Pages as source code:
· · · · ·

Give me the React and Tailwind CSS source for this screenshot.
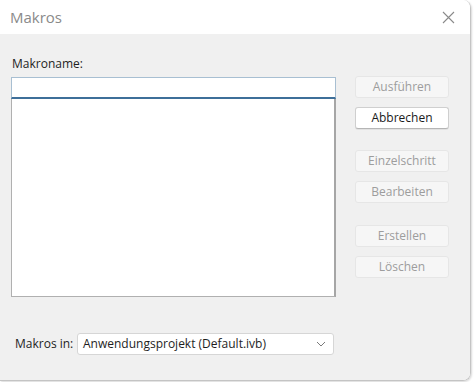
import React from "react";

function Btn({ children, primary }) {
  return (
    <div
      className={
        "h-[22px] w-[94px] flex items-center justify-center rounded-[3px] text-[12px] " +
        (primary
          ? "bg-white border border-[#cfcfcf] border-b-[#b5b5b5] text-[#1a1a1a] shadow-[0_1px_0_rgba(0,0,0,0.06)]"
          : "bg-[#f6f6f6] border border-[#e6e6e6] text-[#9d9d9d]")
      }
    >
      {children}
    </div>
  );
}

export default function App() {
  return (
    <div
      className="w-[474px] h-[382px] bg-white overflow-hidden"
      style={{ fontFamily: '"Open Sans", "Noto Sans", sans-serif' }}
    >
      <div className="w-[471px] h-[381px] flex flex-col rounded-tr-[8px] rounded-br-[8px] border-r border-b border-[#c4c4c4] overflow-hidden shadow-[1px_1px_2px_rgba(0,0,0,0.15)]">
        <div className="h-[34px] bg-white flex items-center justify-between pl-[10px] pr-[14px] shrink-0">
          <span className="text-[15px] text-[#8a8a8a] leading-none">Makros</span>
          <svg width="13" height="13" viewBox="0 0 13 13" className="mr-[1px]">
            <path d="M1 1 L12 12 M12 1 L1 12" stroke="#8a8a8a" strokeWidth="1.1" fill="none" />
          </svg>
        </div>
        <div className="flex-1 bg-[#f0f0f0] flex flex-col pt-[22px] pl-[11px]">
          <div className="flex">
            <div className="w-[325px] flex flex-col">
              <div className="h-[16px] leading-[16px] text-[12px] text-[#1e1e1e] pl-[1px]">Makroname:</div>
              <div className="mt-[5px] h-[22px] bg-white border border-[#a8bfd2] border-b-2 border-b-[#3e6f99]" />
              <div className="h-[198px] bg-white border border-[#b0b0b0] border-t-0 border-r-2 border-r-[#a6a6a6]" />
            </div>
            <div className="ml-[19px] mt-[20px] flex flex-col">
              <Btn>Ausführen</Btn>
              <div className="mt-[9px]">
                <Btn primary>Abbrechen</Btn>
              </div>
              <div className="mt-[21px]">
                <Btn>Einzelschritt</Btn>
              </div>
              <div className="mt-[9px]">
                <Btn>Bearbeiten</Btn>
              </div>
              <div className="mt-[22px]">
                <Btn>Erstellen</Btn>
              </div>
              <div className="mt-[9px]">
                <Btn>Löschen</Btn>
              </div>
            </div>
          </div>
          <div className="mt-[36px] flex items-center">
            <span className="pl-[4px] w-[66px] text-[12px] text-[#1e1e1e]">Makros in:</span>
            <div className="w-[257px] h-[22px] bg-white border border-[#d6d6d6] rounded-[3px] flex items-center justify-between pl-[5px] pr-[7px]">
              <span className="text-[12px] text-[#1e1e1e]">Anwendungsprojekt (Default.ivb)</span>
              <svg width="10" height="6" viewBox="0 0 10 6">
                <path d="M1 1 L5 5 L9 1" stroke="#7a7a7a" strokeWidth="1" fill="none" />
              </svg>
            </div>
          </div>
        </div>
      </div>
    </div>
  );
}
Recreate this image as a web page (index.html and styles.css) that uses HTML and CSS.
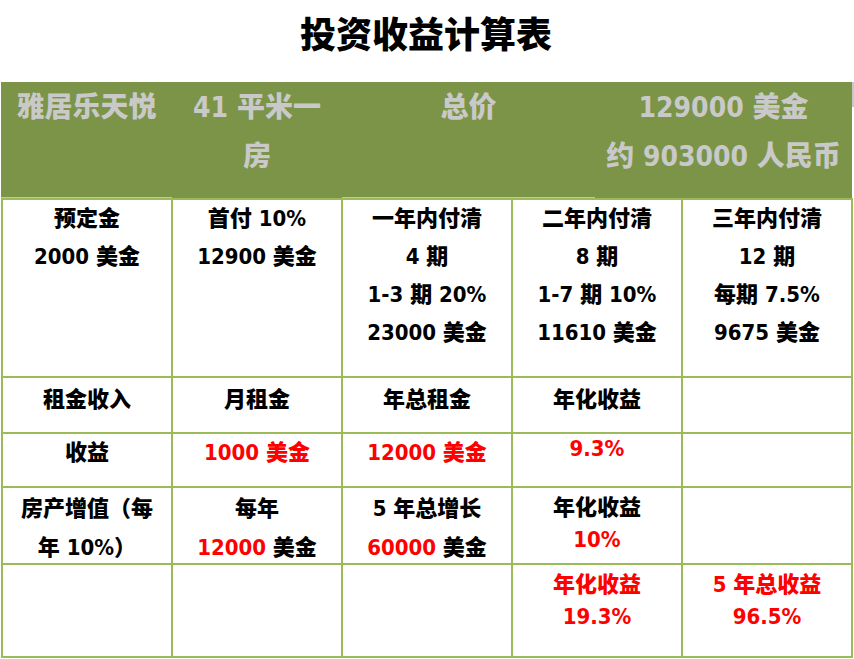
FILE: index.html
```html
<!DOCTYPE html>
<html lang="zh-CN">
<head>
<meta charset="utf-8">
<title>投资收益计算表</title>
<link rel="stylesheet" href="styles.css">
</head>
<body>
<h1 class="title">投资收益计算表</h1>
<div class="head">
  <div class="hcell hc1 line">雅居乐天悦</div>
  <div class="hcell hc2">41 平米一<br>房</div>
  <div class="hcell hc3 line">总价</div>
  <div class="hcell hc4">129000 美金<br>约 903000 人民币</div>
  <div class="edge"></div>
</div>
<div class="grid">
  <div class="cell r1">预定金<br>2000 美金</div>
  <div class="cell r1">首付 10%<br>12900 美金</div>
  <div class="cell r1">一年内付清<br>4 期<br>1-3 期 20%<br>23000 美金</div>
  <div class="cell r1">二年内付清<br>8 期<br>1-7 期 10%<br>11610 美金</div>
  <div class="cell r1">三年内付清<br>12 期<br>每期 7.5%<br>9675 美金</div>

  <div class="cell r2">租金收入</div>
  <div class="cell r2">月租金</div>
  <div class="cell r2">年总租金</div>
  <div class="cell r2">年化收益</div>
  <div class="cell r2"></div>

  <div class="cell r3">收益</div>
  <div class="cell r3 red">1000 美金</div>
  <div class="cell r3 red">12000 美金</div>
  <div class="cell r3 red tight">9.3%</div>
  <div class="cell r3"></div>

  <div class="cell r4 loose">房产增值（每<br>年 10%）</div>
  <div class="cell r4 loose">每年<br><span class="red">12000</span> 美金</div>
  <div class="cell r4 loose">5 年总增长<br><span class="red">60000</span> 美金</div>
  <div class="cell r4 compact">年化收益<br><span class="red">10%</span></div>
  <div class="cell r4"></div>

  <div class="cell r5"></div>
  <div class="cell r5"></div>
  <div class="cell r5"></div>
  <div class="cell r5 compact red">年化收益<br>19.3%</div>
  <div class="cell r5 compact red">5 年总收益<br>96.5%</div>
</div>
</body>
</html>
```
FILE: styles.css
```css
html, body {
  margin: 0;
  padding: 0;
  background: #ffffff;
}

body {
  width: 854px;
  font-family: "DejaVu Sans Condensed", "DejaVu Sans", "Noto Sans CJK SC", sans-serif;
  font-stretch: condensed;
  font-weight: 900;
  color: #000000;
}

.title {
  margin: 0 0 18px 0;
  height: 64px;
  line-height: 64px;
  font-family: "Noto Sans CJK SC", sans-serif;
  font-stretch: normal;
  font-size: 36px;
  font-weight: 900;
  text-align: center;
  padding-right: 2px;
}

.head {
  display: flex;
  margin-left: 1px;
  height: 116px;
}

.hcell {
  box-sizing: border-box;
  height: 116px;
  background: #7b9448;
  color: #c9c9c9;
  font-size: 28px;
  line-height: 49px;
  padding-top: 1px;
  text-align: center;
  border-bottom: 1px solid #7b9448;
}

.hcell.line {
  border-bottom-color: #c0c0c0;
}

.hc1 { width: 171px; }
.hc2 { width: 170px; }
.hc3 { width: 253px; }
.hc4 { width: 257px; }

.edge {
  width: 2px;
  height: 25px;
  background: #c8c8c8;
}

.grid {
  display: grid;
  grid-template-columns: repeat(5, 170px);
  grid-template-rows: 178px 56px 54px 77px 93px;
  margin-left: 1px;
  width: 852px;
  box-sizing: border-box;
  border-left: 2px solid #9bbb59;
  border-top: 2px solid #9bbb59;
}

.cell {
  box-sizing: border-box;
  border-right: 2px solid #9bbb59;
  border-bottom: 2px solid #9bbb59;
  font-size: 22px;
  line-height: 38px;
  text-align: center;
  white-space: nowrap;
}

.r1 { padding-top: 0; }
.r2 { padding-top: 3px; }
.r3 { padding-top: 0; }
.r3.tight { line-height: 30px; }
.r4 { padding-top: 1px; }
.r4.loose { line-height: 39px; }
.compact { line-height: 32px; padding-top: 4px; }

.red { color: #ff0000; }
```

· · · · ·

◆ TASK INSTRUCTIONS ◆
Please reproduce, word for word, every line from the first line of the records above through the line containing "import React from", and leave out the pictures.

◆ RESPONSE TO THE EXERCISE ◆
Give me the React and Tailwind CSS source for this screenshot.
import React from "react";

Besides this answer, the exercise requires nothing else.